Deloitte's annual technology predictions report said that just 145 billion ('just'…) were sent in 2013.
That's down 7 billion in 12 months - and the trend is set to continue with just 140 billion sent in 2014.
But don't worry - we aren't communicating less. It's just everyone's realised instant messaging is cheaper.
IM services like Whats App and iMessage are booming: mobile phones will carry more than twice the number of messages sent by text in 2014, according to Deloitte.
It says that 160 billion instant messages were sent in the UK in 2013, and that number will rise to 300 billion. Globally 18 trillion IMs will be sent by 31 December 2014.

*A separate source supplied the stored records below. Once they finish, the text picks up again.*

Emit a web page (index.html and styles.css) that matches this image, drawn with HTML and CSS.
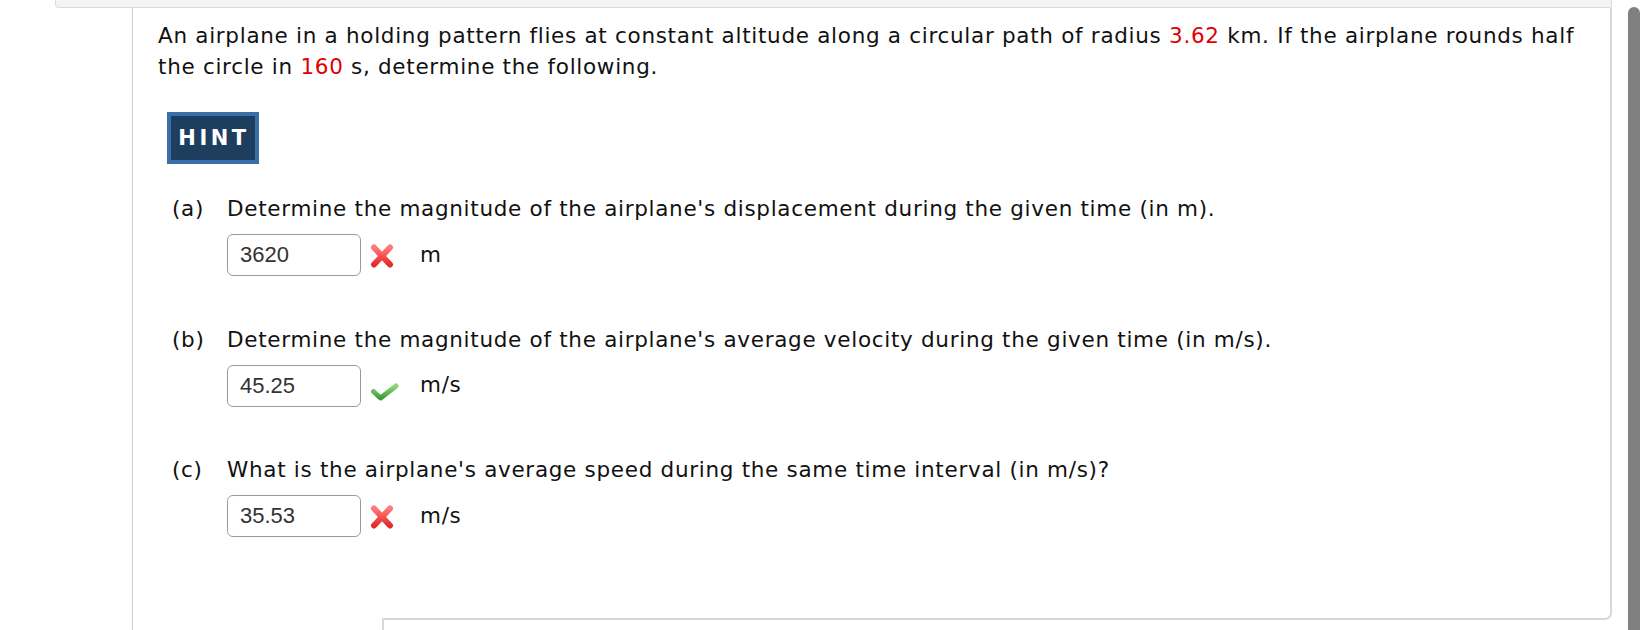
FILE: index.html
```html
<!DOCTYPE html>
<html>
<head>
<meta charset="utf-8">
<link rel="stylesheet" href="styles.css">
</head>
<body>
<div class="topbar"></div>
<div class="page">
  <div class="gutter"></div>
  <div class="main">
    <div class="card">
      <p class="question">An airplane in a holding pattern flies at constant altitude along a circular path of radius <span class="val">3.62</span> km. If the airplane rounds half the circle in <span class="val">160</span> s, determine the following.</p>
      <button class="hint">HINT</button>

      <div class="part">
        <div class="part-q"><span class="label">(a)</span><span class="text">Determine the magnitude of the airplane's displacement during the given time (in m).</span></div>
        <div class="answer">
          <div class="input">3620</div>
          <span class="icon">
            <svg width="24" height="26" viewBox="0 0 24 26"><defs><linearGradient id="gx1" x1="0" y1="0" x2="0" y2="1"><stop offset="0" stop-color="#ff7a7a"/><stop offset="1" stop-color="#e52b2b"/></linearGradient></defs><path d="M4 4.5 L20 21.5 M20 4.5 L4 21.5" stroke="url(#gx1)" stroke-width="6" stroke-linecap="round" fill="none"/></svg>
          </span>
          <span class="unit">m</span>
        </div>
      </div>

      <div class="part">
        <div class="part-q"><span class="label">(b)</span><span class="text">Determine the magnitude of the airplane's average velocity during the given time (in m/s).</span></div>
        <div class="answer">
          <div class="input">45.25</div>
          <span class="icon icon-check">
            <svg width="30" height="18" viewBox="0 0 30 18"><defs><linearGradient id="gc" x1="0" y1="0" x2="0" y2="1"><stop offset="0" stop-color="#8fd67c"/><stop offset="1" stop-color="#3f9b3a"/></linearGradient></defs><path d="M3.5 8.5 L10.5 15 L26 3" stroke="url(#gc)" stroke-width="5" stroke-linecap="round" stroke-linejoin="round" fill="none"/></svg>
          </span>
          <span class="unit">m/s</span>
        </div>
      </div>

      <div class="part">
        <div class="part-q"><span class="label">(c)</span><span class="text">What is the airplane's average speed during the same time interval (in m/s)?</span></div>
        <div class="answer">
          <div class="input">35.53</div>
          <span class="icon">
            <svg width="24" height="26" viewBox="0 0 24 26"><defs><linearGradient id="gx2" x1="0" y1="0" x2="0" y2="1"><stop offset="0" stop-color="#ff7a7a"/><stop offset="1" stop-color="#e52b2b"/></linearGradient></defs><path d="M4 4.5 L20 21.5 M20 4.5 L4 21.5" stroke="url(#gx2)" stroke-width="6" stroke-linecap="round" fill="none"/></svg>
          </span>
          <span class="unit">m/s</span>
        </div>
      </div>
    </div>
    <div class="below"></div>
  </div>
  <div class="scrollzone"><div class="scrollbar"></div></div>
</div>
</body>
</html>
```

FILE: styles.css
```css
html, body {
  margin: 0;
  padding: 0;
  background: #fff;
  height: 630px;
  overflow: hidden;
}
body {
  font-family: "DejaVu Sans", Verdana, sans-serif;
  color: #111;
}
.topbar {
  margin-left: 55px;
  width: 1555px;
  height: 7px;
  background: #f4f4f4;
  border: 1px solid #dcdcdc;
  border-top: none;
  border-bottom-left-radius: 4px;
  border-bottom-right-radius: 2px;
}
.page {
  display: flex;
  height: 622px;
}
.gutter {
  width: 132px;
  flex: none;
}
.main {
  width: 1479px;
  flex: none;
  border-left: 1px solid #cfcfcf;
  display: flex;
  flex-direction: column;
}
.card {
  position: relative;
  height: 598px;
  padding: 12px 0 0 25px;
  border-right: 2px solid #d8d8d8;
  border-bottom: 2px solid #d8d8d8;
  border-bottom-right-radius: 7px;
}
.card::after {
  content: "";
  position: absolute;
  left: 0;
  bottom: -2px;
  width: 249px;
  height: 2px;
  background: #fff;
}
.below {
  margin-left: 249px;
  flex: 1;
  border-left: 2px solid #d8d8d8;
}
.question {
  margin: 0;
  font-size: 21.5px;
  letter-spacing: 0.7px;
  line-height: 31px;
  width: 1440px;
}
.val {
  color: #e00000;
}
.hint {
  display: block;
  margin: 30px 0 0 9px;
  width: 92px;
  height: 52px;
  background: #1e3e5f;
  border: 4px solid #3a6fa8;
  color: #fff;
  font-family: "DejaVu Sans", Verdana, sans-serif;
  font-weight: bold;
  font-size: 21px;
  letter-spacing: 3.5px;
  padding: 0 0 0 2px;
  text-align: center;
}
.part {
  margin-top: 29px;
}
.part + .part {
  margin-top: 47.5px;
}
.part-q {
  display: flex;
  font-size: 21.5px;
  letter-spacing: 0.7px;
  line-height: 31px;
  padding-left: 14px;
}
.label {
  width: 55px;
  flex: none;
}
.answer {
  display: flex;
  align-items: center;
  margin: 10px 0 0 69px;
  height: 42px;
}
.input {
  box-sizing: border-box;
  width: 134px;
  height: 42px;
  border: 1.5px solid #9a9a9a;
  border-radius: 6px;
  font-family: "Liberation Sans", Arial, sans-serif;
  font-size: 22px;
  color: #333;
  padding-left: 12px;
  line-height: 39px;
}
.icon {
  display: flex;
  width: 30px;
  margin-left: 9px;
  padding-top: 2px;
}
.icon-check {
  padding-top: 12px;
}
.unit {
  margin-left: 20px;
  font-size: 21.5px;
  letter-spacing: 0.7px;
  padding-bottom: 2px;
}
.scrollzone {
  flex: 1;
  display: flex;
  justify-content: flex-end;
}
.scrollbar {
  width: 12px;
  background: #808080;
  border-top-left-radius: 6px;
  border-top-right-radius: 6px;
  margin-top: -1px;
  height: 623px;
}
```
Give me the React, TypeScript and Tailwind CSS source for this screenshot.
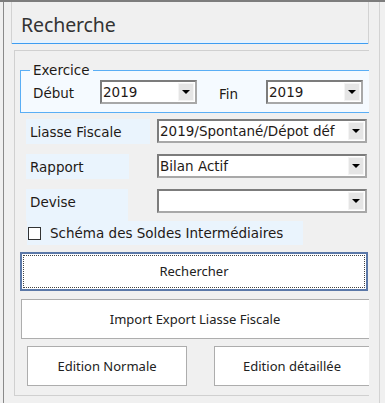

Text messaging is expected to continue to generate significantly greater revenues until 2018, by which point global text message revenues are expected to have started falling.
Despite the burgeoning volumes of messages carried over instant messaging services, text messages are expected to generate more than £60 billion in 2014, equivalent to approximately 50 times the total revenues from all instant messaging services.
Deloitte predicts that the fastest growing part of the smartphone market in developed countries will be among the over-55s.
Nearly half (47%) of this group will own smartphones by 2014, an increase from 40% in May-June 2013.
The first ever text was sent on December 3 1992, when Neil Papworth, a 22-year-old British engineer, used his computer to send the message ''Merry Christmas'' to an Orbitel 901 mobile phone.